TASK OBJECTIVE – Separate out the lines that hold "TypeScript".

___ SUPPLIED MATERIAL ___

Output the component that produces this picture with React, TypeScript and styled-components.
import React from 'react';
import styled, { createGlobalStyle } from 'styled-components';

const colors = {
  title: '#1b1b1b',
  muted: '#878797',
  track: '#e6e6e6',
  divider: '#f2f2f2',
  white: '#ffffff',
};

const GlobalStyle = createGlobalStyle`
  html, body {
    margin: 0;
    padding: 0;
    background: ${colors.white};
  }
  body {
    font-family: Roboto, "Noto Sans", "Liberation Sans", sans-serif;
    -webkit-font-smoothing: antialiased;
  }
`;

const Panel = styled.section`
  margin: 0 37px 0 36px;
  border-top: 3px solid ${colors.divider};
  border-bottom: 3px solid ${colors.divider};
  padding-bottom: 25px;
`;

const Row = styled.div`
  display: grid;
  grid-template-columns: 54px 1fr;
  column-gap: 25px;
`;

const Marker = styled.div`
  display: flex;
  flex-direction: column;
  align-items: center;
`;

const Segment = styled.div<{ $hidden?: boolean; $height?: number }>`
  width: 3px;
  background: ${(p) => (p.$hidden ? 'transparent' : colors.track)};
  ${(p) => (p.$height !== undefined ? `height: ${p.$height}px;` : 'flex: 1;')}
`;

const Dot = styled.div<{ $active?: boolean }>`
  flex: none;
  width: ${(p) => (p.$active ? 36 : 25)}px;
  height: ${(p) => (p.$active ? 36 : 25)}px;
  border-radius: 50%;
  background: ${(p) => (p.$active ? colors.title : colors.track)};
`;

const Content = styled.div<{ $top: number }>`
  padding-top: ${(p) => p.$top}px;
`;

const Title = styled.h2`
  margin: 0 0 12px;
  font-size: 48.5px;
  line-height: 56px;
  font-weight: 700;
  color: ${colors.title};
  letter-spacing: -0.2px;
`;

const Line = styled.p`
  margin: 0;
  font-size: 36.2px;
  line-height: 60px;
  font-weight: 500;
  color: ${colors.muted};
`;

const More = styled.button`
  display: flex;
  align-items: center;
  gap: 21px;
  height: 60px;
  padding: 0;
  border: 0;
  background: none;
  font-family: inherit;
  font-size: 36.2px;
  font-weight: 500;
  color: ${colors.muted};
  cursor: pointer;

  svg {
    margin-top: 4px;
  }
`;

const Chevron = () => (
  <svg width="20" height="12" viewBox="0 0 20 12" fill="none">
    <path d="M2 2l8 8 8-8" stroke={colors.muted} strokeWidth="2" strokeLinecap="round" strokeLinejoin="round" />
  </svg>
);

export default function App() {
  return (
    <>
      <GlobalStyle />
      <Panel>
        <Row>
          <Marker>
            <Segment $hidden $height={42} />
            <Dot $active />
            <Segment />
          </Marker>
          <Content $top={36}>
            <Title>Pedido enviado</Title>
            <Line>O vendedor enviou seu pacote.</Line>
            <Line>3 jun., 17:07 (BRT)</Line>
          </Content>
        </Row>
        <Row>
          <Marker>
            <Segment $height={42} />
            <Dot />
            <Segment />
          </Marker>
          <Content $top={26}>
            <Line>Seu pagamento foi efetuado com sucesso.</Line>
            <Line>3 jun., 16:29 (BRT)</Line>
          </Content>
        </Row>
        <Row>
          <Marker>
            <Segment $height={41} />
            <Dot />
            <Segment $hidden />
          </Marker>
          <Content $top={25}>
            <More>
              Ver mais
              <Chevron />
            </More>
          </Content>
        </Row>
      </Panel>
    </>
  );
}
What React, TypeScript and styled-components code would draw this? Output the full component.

___

SOLVED EXERCISE –
Output the component that produces this picture with React, TypeScript and styled-components.
What React, TypeScript and styled-components code would draw this? Output the full component.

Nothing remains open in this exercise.